SHORT PROBLEM:
In the listing below, count the lines containing the string "this" and state only the number.

DATA SHOWN:
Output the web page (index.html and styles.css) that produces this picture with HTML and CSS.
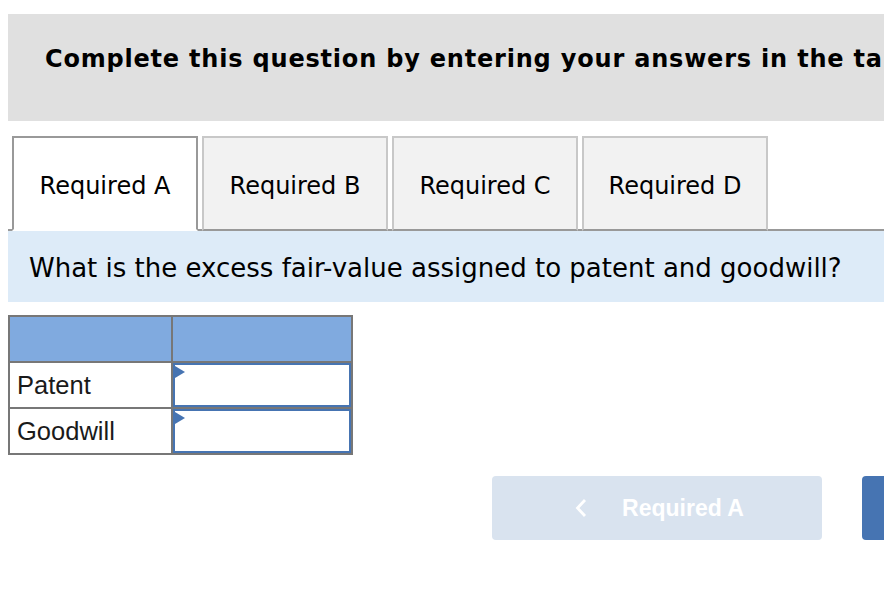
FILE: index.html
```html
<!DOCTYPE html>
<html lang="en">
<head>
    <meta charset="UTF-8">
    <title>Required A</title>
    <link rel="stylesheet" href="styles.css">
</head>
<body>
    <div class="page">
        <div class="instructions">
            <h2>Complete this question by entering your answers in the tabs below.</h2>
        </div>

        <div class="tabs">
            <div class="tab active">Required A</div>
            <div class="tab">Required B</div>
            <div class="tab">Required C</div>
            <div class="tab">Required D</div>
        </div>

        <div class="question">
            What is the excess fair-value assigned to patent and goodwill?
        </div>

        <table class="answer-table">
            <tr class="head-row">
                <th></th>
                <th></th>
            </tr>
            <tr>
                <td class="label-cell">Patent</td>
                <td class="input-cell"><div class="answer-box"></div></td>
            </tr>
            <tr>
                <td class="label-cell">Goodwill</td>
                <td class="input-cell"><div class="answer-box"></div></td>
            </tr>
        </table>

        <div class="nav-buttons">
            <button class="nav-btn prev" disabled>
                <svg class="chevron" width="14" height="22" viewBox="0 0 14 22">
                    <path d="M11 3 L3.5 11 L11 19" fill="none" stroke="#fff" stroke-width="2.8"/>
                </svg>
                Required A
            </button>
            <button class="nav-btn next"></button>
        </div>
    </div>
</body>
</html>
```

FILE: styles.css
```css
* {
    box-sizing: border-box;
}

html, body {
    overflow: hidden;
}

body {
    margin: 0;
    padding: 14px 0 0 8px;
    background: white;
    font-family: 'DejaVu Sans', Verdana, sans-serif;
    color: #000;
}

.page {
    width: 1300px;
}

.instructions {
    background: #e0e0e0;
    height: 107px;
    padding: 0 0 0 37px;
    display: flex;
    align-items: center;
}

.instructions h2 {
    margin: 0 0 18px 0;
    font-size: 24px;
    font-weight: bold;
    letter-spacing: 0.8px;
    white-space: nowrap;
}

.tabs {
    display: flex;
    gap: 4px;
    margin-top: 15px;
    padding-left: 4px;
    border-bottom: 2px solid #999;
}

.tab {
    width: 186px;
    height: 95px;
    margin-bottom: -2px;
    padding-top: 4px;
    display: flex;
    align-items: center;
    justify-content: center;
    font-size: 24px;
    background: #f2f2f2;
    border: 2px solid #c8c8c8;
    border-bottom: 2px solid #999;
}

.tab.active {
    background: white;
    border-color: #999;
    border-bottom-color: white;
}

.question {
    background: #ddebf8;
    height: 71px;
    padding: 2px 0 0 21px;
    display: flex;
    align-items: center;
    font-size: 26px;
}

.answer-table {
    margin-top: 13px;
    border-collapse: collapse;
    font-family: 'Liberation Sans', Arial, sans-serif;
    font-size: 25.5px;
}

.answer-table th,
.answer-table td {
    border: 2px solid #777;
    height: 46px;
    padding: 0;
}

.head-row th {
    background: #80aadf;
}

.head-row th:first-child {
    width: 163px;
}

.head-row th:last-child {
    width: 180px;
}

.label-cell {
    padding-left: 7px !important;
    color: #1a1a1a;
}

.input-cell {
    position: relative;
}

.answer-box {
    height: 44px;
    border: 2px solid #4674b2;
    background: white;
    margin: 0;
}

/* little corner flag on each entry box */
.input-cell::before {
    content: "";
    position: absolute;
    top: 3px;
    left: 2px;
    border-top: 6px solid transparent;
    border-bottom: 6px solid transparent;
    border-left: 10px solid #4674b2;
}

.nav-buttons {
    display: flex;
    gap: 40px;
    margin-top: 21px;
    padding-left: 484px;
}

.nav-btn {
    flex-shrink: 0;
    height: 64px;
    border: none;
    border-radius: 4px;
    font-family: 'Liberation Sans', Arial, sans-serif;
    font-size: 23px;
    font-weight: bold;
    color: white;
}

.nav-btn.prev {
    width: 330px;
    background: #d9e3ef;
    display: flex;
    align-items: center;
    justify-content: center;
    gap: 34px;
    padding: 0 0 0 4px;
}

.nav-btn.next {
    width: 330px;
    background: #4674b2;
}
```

...

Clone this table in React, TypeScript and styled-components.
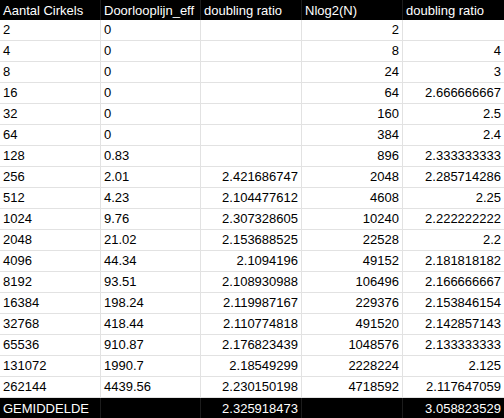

ANSWER TO THE PROBLEM:
3